Ken Loach’s 2016 film I, Daniel Blake is perhaps the most accessible cinematic introduction to the ideas of the bureaucratic state, power and fear, and the Kafkaesque in recent memory. Daniel Blake, the story’s title character, finds himself locked into a labyrinthine officious system which, without exerting itself much, is calibrated to mystify and frustrate its victims and in doing so to harness their own energies in order to break them down. This is the exercise of pure state-bureaucratic power, obfuscated by endless layers of processes and regulations, that is intended to preoccupy and overwhelm to the end that the victim becomes at first disorientated, then anxious, then angry, and then ultimately defeated and dependent.

We call this the Kafkaesque after the work of Franz Kafka. In The Trial (1925) Josef K., the main protagonist, finds himself arrested and on trial. K. is never told what crime he has committed, he is denied access to the charges, and – owing to the irregular nature of the court – is forever alienated from the process by which he is to be tried. Behind all of this there is an apparently omnipotent judiciary with tier upon tier of nameless, faceless officials with varying degrees of power. Yet without this vast mechanism seeming to move one way or the other K. feels compelled to involve himself in the game of shadow cat and mouse the system produces in his mind, eventually becoming obsessed with and tormented by his quest to understand the process by joining dots that may or may not exist.

K. becomes, in effect, the agent of his own subjugation; the turnkey in his own psychological prison. He has an Advocate, but even this friend is a cog in the greater machine – using his access to what K. can never hope to access as a means to power – making slaves of his clients by drugging them on their own fetishisation of his power through access to power. In many respects Kafka’s exposition of authority by power induced self-subjugation anticipated Michel Foucault’s idea of bio-power; the nation state’s technology of power that controls large populations by co-opting the individual to become complicit in his or her own domination. This is precisely the mode of power we encounter in the work of Kafka and in the reality faced by social welfare recipients as depicted in Loach’s film.

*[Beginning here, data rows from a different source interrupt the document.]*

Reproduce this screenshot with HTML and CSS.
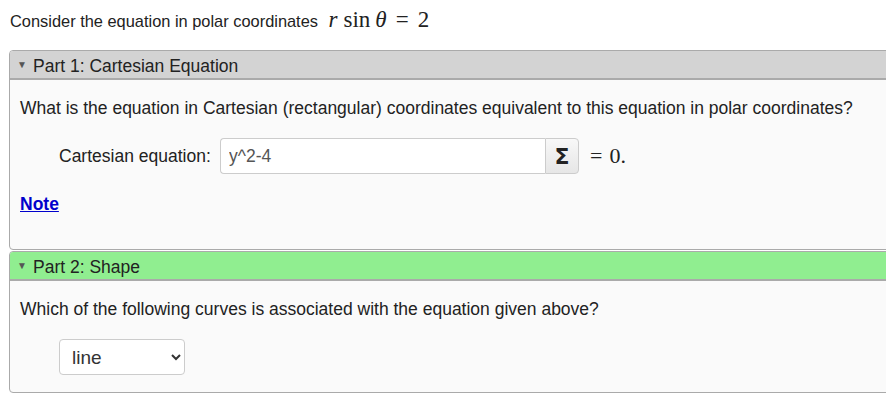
FILE: index.html
```html
<!DOCTYPE html>
<html lang="en">
<head>
    <meta charset="UTF-8">
    <title>Polar to Cartesian</title>
    <link rel="stylesheet" href="styles.css">
</head>
<body>
    <div class="intro">
        Consider the equation in polar coordinates
        <span class="math"><i>r</i><span class="op">sin</span><i>θ</i><span class="rel">=</span>2</span>
    </div>

    <div class="part">
        <div class="part-head">
            <span class="caret">▼</span>Part 1: Cartesian Equation
        </div>
        <div class="part-body">
            <p>What is the equation in Cartesian (rectangular) coordinates equivalent to this equation in polar coordinates?</p>
            <div class="answer-row">
                <label for="cart-input">Cartesian equation:</label>
                <div class="input-group">
                    <input type="text" id="cart-input" value="y^2-4">
                    <button class="btn-sigma">Σ</button>
                </div>
                <span class="math eq-zero"><span class="rel">=</span>0.</span>
            </div>
            <a href="#" class="note-link">Note</a>
        </div>
    </div>

    <div class="part part-correct">
        <div class="part-head">
            <span class="caret">▼</span>Part 2: Shape
        </div>
        <div class="part-body">
            <p>Which of the following curves is associated with the equation given above?</p>
            <div class="answer-row">
                <select class="shape-select">
                    <option>line</option>
                    <option>circle</option>
                    <option>parabola</option>
                </select>
            </div>
        </div>
    </div>
</body>
</html>
```

FILE: styles.css
```css
body{
    margin: 0px;
    font-family: "Liberation Sans", Arial, sans-serif;
    font-size: 16.4px;
    color: #222;
    background-color: #fff;
    overflow: hidden;
}
.intro{
    padding: 10px 10px 0px 10px;
    height: 40px;
    line-height: 20px;
}
.math{
    font-family: "Liberation Serif", "Times New Roman", serif;
    font-size: 23px;
    margin-left: 6px;
}
.math .op{
    margin: 0px 5px 0px 6px;
}
.math .rel{
    margin: 0px 9px;
}
.part{
    margin-left: 9px;
    width: 900px;
    border: 1px solid #aaa;
    border-radius: 4px;
    background-color: #fafafa;
    margin-bottom: 1px;
    font-size: 17.5px;
}
.part-head{
    height: 27px;
    line-height: 30px;
    background-color: #d3d3d3;
    border-bottom: 2px solid #aaa;
    border-radius: 3px 3px 0px 0px;
    padding-left: 7px;
}
.part-correct .part-head{
    background-color: #90ee90;
}
.caret{
    display: inline-block;
    font-size: 10px;
    color: #555;
    width: 16px;
    vertical-align: top;
    position: relative;
    top: -1px;
}
.part-body{
    padding: 18px 10px 35px 10px;
}
.part-correct .part-body{
    padding-bottom: 17px;
}
.part-body p{
    margin: 0px 0px 20px 0px;
    line-height: 20px;
}
.answer-row{
    display: flex;
    align-items: center;
    margin-left: 39px;
}
.answer-row label{
    width: 161px;
}
.input-group{
    display: flex;
    height: 36px;
}
#cart-input{
    width: 325px;
    box-sizing: border-box;
    height: 36px;
    border: 1px solid #ccc;
    border-right: none;
    border-radius: 4px 0px 0px 4px;
    padding: 0px 8px;
    font-family: "Liberation Sans", Arial, sans-serif;
    font-size: 17.5px;
    color: #555;
    background-color: #fff;
    outline: none;
}
.btn-sigma{
    width: 34px;
    height: 36px;
    border: 1px solid #ccc;
    border-radius: 0px 4px 4px 0px;
    background: linear-gradient(#f8f8f8, #e6e6e6);
    font-family: "DejaVu Sans", sans-serif;
    font-weight: 700;
    font-size: 22px;
    color: #222;
    padding: 0px;
    cursor: pointer;
}
.eq-zero{
    margin-left: 3px;
    font-size: 22px;
}
.eq-zero .rel{
    margin-left: 8px;
    margin-right: 7px;
}
.note-link{
    display: block;
    margin-top: 20px;
    line-height: 20px;
    font-weight: 700;
    color: #0000cc;
    text-decoration: underline;
}
.shape-select{
    width: 126px;
    height: 36px;
    border: 1px solid #ccc;
    border-radius: 4px;
    background-color: #fff;
    font-family: "Liberation Sans", Arial, sans-serif;
    font-size: 19px;
    color: #333;
    padding: 0px 8px;
}
```
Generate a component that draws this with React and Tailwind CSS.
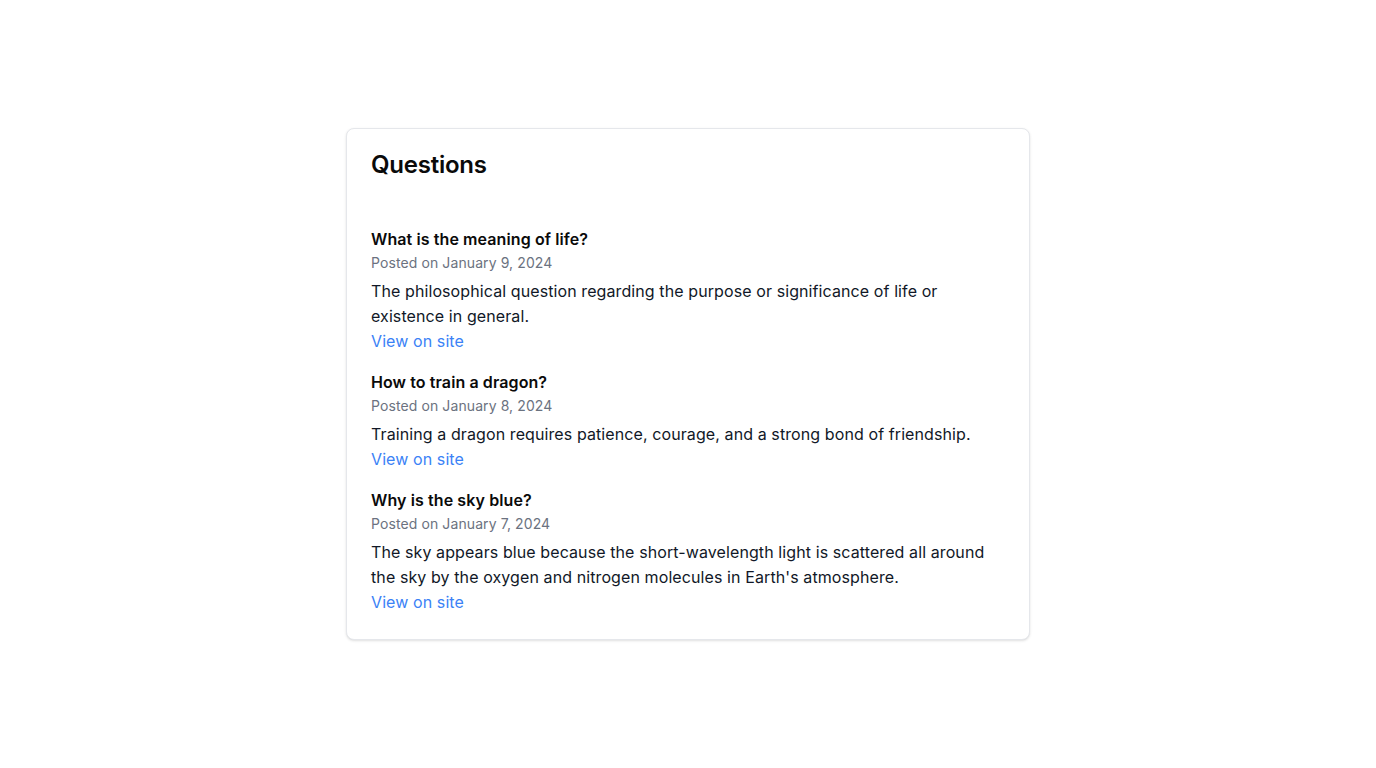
const QUESTIONS = [
  {
    title: 'What is the meaning of life?',
    date: 'January 9, 2024',
    body: 'The philosophical question regarding the purpose or significance of life or existence in general.',
  },
  {
    title: 'How to train a dragon?',
    date: 'January 8, 2024',
    body: 'Training a dragon requires patience, courage, and a strong bond of friendship.',
  },
  {
    title: 'Why is the sky blue?',
    date: 'January 7, 2024',
    body: "The sky appears blue because the short-wavelength light is scattered all around the sky by the oxygen and nitrogen molecules in Earth's atmosphere.",
  },
]

export default function App() {
  return (
    <div className="min-h-screen bg-white flex items-center justify-center font-['Inter',sans-serif] text-[#0a0a0a] tracking-[0.006em]">
      <div className="w-[684px] bg-white border border-gray-200 rounded-lg shadow-sm p-6">
        <h2 className="text-2xl font-semibold leading-none tracking-[-0.01em]">Questions</h2>

        {/* ── List ── */}
        <div className="mt-[50px] space-y-4">
          {QUESTIONS.map(q => (
            <div key={q.title}>
              <h3 className="text-base font-semibold leading-6">{q.title}</h3>
              <p className="mt-0.5 text-sm leading-5 text-[#6b7280]">Posted on {q.date}</p>
              <p className="mt-1.5 text-base leading-[25px] text-[#111827]">{q.body}</p>
              <a href="#" className="block text-base leading-[25px] text-[#3b82f6] hover:underline">
                View on site
              </a>
            </div>
          ))}
        </div>
      </div>
    </div>
  )
}
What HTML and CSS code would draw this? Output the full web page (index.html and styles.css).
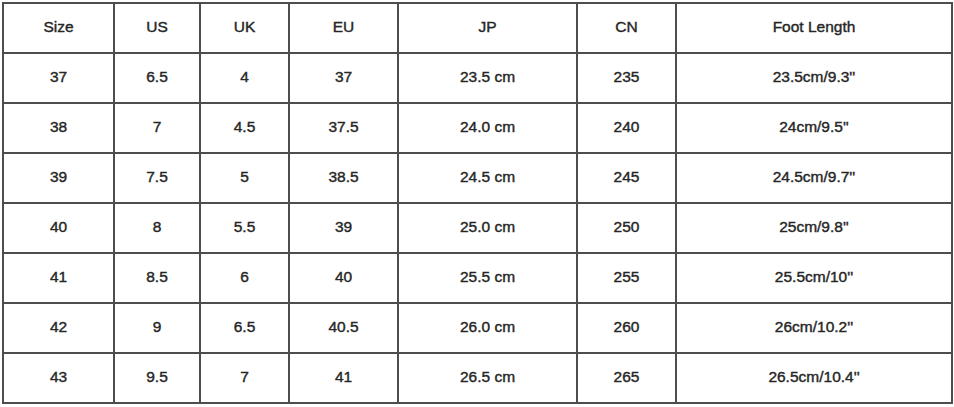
FILE: index.html
```html
<!DOCTYPE html>
<html>
<head>
<meta charset="utf-8">
<link rel="stylesheet" href="styles.css">
</head>
<body>
<table class="size-chart">
  <colgroup>
    <col class="c1"><col class="c2"><col class="c3"><col class="c4"><col class="c5"><col class="c6"><col class="c7">
  </colgroup>
  <thead>
    <tr><th>Size</th><th>US</th><th>UK</th><th>EU</th><th>JP</th><th>CN</th><th>Foot Length</th></tr>
  </thead>
  <tbody>
    <tr><td>37</td><td>6.5</td><td>4</td><td>37</td><td>23.5 cm</td><td>235</td><td>23.5cm/9.3''</td></tr>
    <tr><td>38</td><td>7</td><td>4.5</td><td>37.5</td><td>24.0 cm</td><td>240</td><td>24cm/9.5''</td></tr>
    <tr><td>39</td><td>7.5</td><td>5</td><td>38.5</td><td>24.5 cm</td><td>245</td><td>24.5cm/9.7''</td></tr>
    <tr><td>40</td><td>8</td><td>5.5</td><td>39</td><td>25.0 cm</td><td>250</td><td>25cm/9.8''</td></tr>
    <tr><td>41</td><td>8.5</td><td>6</td><td>40</td><td>25.5 cm</td><td>255</td><td>25.5cm/10''</td></tr>
    <tr><td>42</td><td>9</td><td>6.5</td><td>40.5</td><td>26.0 cm</td><td>260</td><td>26cm/10.2''</td></tr>
    <tr><td>43</td><td>9.5</td><td>7</td><td>41</td><td>26.5 cm</td><td>265</td><td>26.5cm/10.4''</td></tr>
  </tbody>
</table>
</body>
</html>
```
FILE: styles.css
```css
html, body {
  margin: 0;
  padding: 0;
  background: #ffffff;
}
body {
  padding: 2px 0 0 2px;
  font-family: "Liberation Sans", Arial, sans-serif;
}
.size-chart {
  border-collapse: collapse;
  table-layout: fixed;
  width: 949px;
  color: #262626;
  font-size: 15.5px;
  font-weight: 400;
  -webkit-text-stroke: 0.4px #262626;
}
.size-chart th,
.size-chart td {
  border: 2px solid #4d4d4d;
  height: 46px;
  padding: 0 0 2px 0;
  text-align: center;
  vertical-align: middle;
  font-weight: 400;
}
.c1 { width: 111px; }
.c2 { width: 86px; }
.c3 { width: 89px; }
.c4 { width: 109px; }
.c5 { width: 179px; }
.c6 { width: 99px; }
.c7 { width: 276px; }
```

This is the power of the modern bureaucratic nation state. By the awareness of possible and likely constant surveillance the increasingly atomised individual – whose humanity has been clinically tempered by numbers, records, information gathering, data storage, infantilisation, and clientalisation – becomes the policeman of the self. In this reality the author self-censors and conforms freely for fear of being seen and scrutinised by the now realised Big Brother state and state-dominated society. This is a democracy that behaves itself by conforming to the will of the state – to the will of power – en masse as a result of accepting as true the “promises of later success” and with vague hopes of the benefits and vague fears of the powers of the masters.